[Begin RECORDS SUPPLIED]

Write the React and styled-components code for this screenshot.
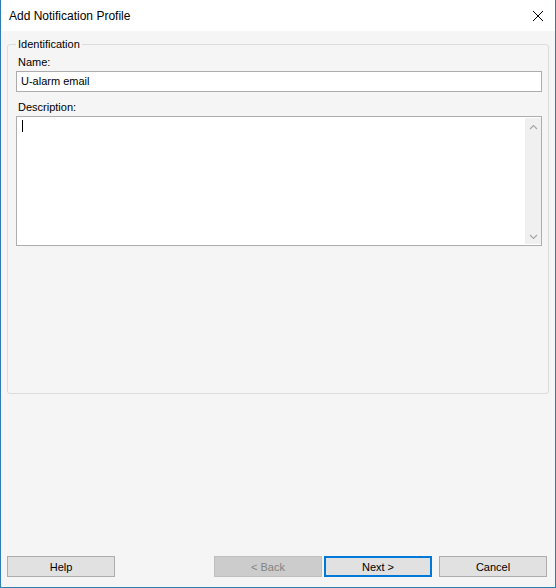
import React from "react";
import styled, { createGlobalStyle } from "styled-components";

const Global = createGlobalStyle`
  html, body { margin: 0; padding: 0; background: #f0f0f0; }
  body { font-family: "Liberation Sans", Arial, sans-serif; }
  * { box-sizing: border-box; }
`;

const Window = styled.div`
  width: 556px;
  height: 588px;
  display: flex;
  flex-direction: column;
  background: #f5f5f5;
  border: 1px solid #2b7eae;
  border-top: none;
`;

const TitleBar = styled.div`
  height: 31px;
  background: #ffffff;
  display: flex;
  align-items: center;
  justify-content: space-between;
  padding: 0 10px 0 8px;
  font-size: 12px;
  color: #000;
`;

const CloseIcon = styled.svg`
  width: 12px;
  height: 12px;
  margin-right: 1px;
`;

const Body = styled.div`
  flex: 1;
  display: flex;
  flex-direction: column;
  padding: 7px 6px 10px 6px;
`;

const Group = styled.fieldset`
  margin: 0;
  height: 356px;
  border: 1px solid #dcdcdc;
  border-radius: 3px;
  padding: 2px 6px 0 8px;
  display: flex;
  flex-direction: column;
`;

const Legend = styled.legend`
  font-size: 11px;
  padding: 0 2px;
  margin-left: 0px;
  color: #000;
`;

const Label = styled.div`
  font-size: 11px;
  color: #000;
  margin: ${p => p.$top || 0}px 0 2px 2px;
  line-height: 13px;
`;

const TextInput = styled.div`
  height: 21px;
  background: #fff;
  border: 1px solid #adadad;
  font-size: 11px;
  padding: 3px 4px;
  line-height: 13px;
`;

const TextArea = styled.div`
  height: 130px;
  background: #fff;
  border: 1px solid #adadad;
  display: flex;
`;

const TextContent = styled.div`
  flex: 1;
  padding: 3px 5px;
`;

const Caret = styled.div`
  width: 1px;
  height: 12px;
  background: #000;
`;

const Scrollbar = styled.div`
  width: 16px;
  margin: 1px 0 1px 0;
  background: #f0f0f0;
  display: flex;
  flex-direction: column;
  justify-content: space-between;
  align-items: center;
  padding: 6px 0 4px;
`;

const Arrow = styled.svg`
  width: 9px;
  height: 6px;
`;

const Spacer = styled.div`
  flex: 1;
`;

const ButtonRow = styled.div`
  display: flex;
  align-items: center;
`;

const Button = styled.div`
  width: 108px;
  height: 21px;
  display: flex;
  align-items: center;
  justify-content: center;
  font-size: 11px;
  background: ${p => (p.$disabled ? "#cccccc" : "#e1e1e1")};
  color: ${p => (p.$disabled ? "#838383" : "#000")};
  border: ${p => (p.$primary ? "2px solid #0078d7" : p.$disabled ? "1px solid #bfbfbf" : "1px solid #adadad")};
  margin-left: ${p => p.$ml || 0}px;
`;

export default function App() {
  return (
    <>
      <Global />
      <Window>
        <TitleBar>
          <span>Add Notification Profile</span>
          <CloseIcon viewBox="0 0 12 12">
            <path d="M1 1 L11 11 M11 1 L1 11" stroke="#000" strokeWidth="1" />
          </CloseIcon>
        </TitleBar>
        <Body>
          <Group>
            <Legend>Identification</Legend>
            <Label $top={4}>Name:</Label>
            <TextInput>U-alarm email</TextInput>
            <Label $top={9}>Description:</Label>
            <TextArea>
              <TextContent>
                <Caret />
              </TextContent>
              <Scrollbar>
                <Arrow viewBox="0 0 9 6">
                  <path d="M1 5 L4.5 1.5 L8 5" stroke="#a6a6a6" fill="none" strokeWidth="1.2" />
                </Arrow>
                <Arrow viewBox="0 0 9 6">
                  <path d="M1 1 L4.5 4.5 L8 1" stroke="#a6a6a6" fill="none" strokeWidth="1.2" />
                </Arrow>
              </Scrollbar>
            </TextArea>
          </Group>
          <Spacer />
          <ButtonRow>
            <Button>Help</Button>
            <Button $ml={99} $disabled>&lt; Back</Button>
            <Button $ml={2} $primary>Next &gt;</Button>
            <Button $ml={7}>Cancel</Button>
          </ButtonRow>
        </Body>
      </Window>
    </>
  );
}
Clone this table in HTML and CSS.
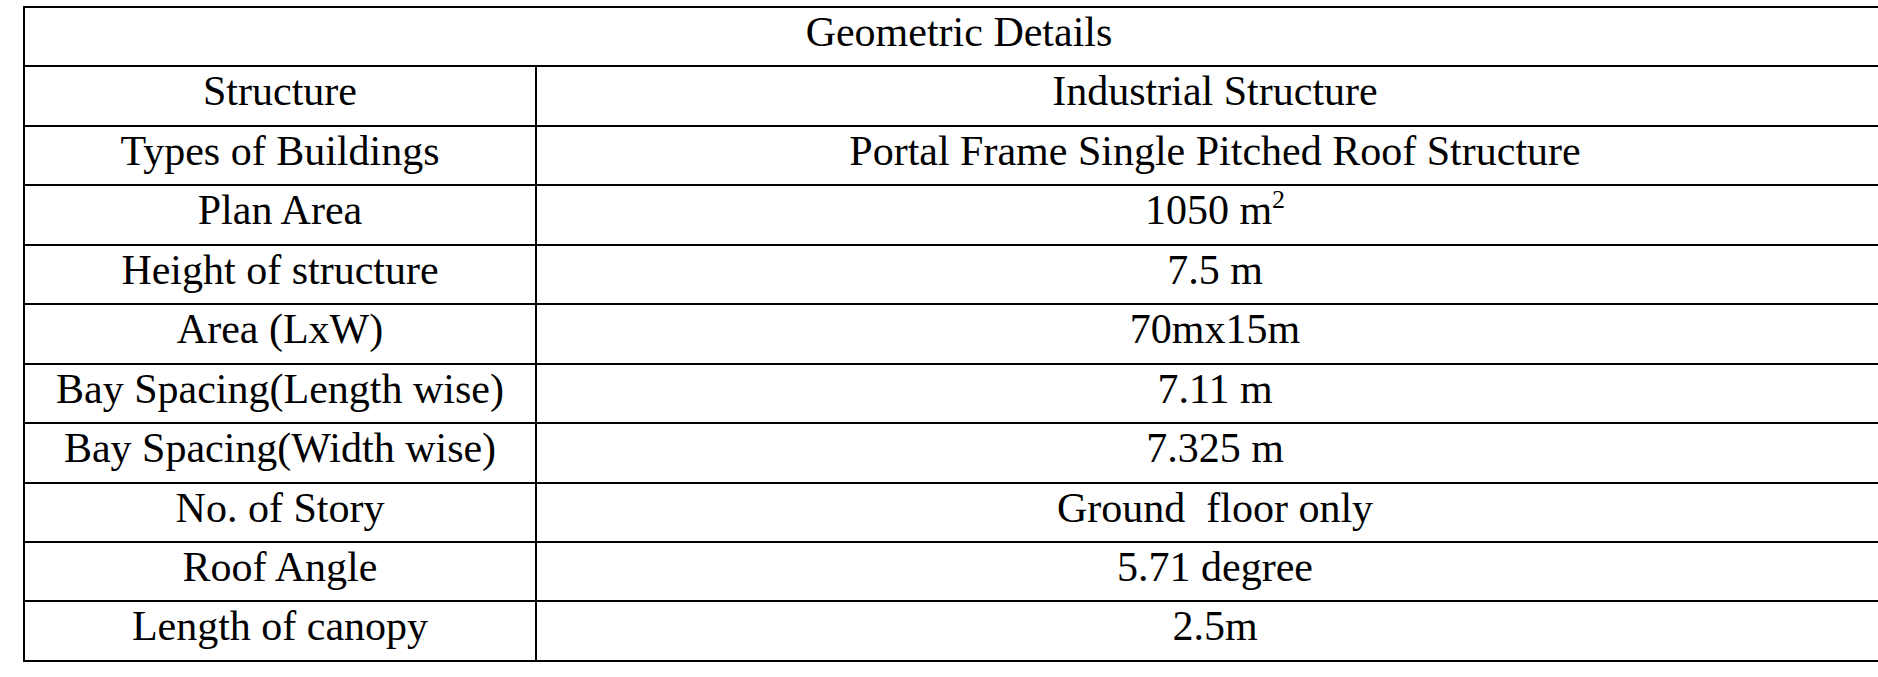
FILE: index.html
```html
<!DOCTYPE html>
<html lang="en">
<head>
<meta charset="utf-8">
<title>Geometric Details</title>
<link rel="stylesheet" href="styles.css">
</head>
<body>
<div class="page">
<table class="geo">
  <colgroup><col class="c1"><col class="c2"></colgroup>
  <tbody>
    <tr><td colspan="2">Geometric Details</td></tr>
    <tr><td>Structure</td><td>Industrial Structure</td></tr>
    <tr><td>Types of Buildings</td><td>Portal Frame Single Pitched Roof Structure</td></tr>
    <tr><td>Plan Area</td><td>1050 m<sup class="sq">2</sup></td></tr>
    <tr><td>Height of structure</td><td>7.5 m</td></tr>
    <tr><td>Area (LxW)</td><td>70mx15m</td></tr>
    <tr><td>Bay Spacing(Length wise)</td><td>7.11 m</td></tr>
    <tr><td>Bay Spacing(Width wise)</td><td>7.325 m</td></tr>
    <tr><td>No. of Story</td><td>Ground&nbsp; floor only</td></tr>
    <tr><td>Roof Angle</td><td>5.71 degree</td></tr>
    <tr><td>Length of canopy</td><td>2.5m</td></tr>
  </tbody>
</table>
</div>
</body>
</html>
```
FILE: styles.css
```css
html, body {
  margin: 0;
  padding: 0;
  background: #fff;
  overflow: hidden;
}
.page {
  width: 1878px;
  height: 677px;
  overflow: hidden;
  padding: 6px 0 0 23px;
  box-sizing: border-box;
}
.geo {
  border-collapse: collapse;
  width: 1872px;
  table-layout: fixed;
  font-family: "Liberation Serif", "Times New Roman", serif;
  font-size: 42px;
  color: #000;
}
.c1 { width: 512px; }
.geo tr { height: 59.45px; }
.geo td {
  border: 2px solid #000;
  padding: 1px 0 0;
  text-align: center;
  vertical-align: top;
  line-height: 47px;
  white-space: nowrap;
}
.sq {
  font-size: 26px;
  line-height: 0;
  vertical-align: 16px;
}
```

[End RECORDS SUPPLIED]

**YOUR INSTRUCTIONS**
Leave images out of the retyped records; keep all else exact.

**EXPECTED OUTPUT**
Write the React and styled-components code for this screenshot.
import React from "react";
import styled, { createGlobalStyle } from "styled-components";

const Global = createGlobalStyle`
  html, body { margin: 0; padding: 0; background: #f0f0f0; }
  body { font-family: "Liberation Sans", Arial, sans-serif; }
  * { box-sizing: border-box; }
`;

const Window = styled.div`
  width: 556px;
  height: 588px;
  display: flex;
  flex-direction: column;
  background: #f5f5f5;
  border: 1px solid #2b7eae;
  border-top: none;
`;

const TitleBar = styled.div`
  height: 31px;
  background: #ffffff;
  display: flex;
  align-items: center;
  justify-content: space-between;
  padding: 0 10px 0 8px;
  font-size: 12px;
  color: #000;
`;

const CloseIcon = styled.svg`
  width: 12px;
  height: 12px;
  margin-right: 1px;
`;

const Body = styled.div`
  flex: 1;
  display: flex;
  flex-direction: column;
  padding: 7px 6px 10px 6px;
`;

const Group = styled.fieldset`
  margin: 0;
  height: 356px;
  border: 1px solid #dcdcdc;
  border-radius: 3px;
  padding: 2px 6px 0 8px;
  display: flex;
  flex-direction: column;
`;

const Legend = styled.legend`
  font-size: 11px;
  padding: 0 2px;
  margin-left: 0px;
  color: #000;
`;

const Label = styled.div`
  font-size: 11px;
  color: #000;
  margin: ${p => p.$top || 0}px 0 2px 2px;
  line-height: 13px;
`;

const TextInput = styled.div`
  height: 21px;
  background: #fff;
  border: 1px solid #adadad;
  font-size: 11px;
  padding: 3px 4px;
  line-height: 13px;
`;

const TextArea = styled.div`
  height: 130px;
  background: #fff;
  border: 1px solid #adadad;
  display: flex;
`;

const TextContent = styled.div`
  flex: 1;
  padding: 3px 5px;
`;

const Caret = styled.div`
  width: 1px;
  height: 12px;
  background: #000;
`;

const Scrollbar = styled.div`
  width: 16px;
  margin: 1px 0 1px 0;
  background: #f0f0f0;
  display: flex;
  flex-direction: column;
  justify-content: space-between;
  align-items: center;
  padding: 6px 0 4px;
`;

const Arrow = styled.svg`
  width: 9px;
  height: 6px;
`;

const Spacer = styled.div`
  flex: 1;
`;

const ButtonRow = styled.div`
  display: flex;
  align-items: center;
`;

const Button = styled.div`
  width: 108px;
  height: 21px;
  display: flex;
  align-items: center;
  justify-content: center;
  font-size: 11px;
  background: ${p => (p.$disabled ? "#cccccc" : "#e1e1e1")};
  color: ${p => (p.$disabled ? "#838383" : "#000")};
  border: ${p => (p.$primary ? "2px solid #0078d7" : p.$disabled ? "1px solid #bfbfbf" : "1px solid #adadad")};
  margin-left: ${p => p.$ml || 0}px;
`;

export default function App() {
  return (
    <>
      <Global />
      <Window>
        <TitleBar>
          <span>Add Notification Profile</span>
          <CloseIcon viewBox="0 0 12 12">
            <path d="M1 1 L11 11 M11 1 L1 11" stroke="#000" strokeWidth="1" />
          </CloseIcon>
        </TitleBar>
        <Body>
          <Group>
            <Legend>Identification</Legend>
            <Label $top={4}>Name:</Label>
            <TextInput>U-alarm email</TextInput>
            <Label $top={9}>Description:</Label>
            <TextArea>
              <TextContent>
                <Caret />
              </TextContent>
              <Scrollbar>
                <Arrow viewBox="0 0 9 6">
                  <path d="M1 5 L4.5 1.5 L8 5" stroke="#a6a6a6" fill="none" strokeWidth="1.2" />
                </Arrow>
                <Arrow viewBox="0 0 9 6">
                  <path d="M1 1 L4.5 4.5 L8 1" stroke="#a6a6a6" fill="none" strokeWidth="1.2" />
                </Arrow>
              </Scrollbar>
            </TextArea>
          </Group>
          <Spacer />
          <ButtonRow>
            <Button>Help</Button>
            <Button $ml={99} $disabled>&lt; Back</Button>
            <Button $ml={2} $primary>Next &gt;</Button>
            <Button $ml={7}>Cancel</Button>
          </ButtonRow>
        </Body>
      </Window>
    </>
  );
}
Clone this table in HTML and CSS.
FILE: index.html
```html
<!DOCTYPE html>
<html lang="en">
<head>
<meta charset="utf-8">
<title>Geometric Details</title>
<link rel="stylesheet" href="styles.css">
</head>
<body>
<div class="page">
<table class="geo">
  <colgroup><col class="c1"><col class="c2"></colgroup>
  <tbody>
    <tr><td colspan="2">Geometric Details</td></tr>
    <tr><td>Structure</td><td>Industrial Structure</td></tr>
    <tr><td>Types of Buildings</td><td>Portal Frame Single Pitched Roof Structure</td></tr>
    <tr><td>Plan Area</td><td>1050 m<sup class="sq">2</sup></td></tr>
    <tr><td>Height of structure</td><td>7.5 m</td></tr>
    <tr><td>Area (LxW)</td><td>70mx15m</td></tr>
    <tr><td>Bay Spacing(Length wise)</td><td>7.11 m</td></tr>
    <tr><td>Bay Spacing(Width wise)</td><td>7.325 m</td></tr>
    <tr><td>No. of Story</td><td>Ground&nbsp; floor only</td></tr>
    <tr><td>Roof Angle</td><td>5.71 degree</td></tr>
    <tr><td>Length of canopy</td><td>2.5m</td></tr>
  </tbody>
</table>
</div>
</body>
</html>
```
FILE: styles.css
```css
html, body {
  margin: 0;
  padding: 0;
  background: #fff;
  overflow: hidden;
}
.page {
  width: 1878px;
  height: 677px;
  overflow: hidden;
  padding: 6px 0 0 23px;
  box-sizing: border-box;
}
.geo {
  border-collapse: collapse;
  width: 1872px;
  table-layout: fixed;
  font-family: "Liberation Serif", "Times New Roman", serif;
  font-size: 42px;
  color: #000;
}
.c1 { width: 512px; }
.geo tr { height: 59.45px; }
.geo td {
  border: 2px solid #000;
  padding: 1px 0 0;
  text-align: center;
  vertical-align: top;
  line-height: 47px;
  white-space: nowrap;
}
.sq {
  font-size: 26px;
  line-height: 0;
  vertical-align: 16px;
}
```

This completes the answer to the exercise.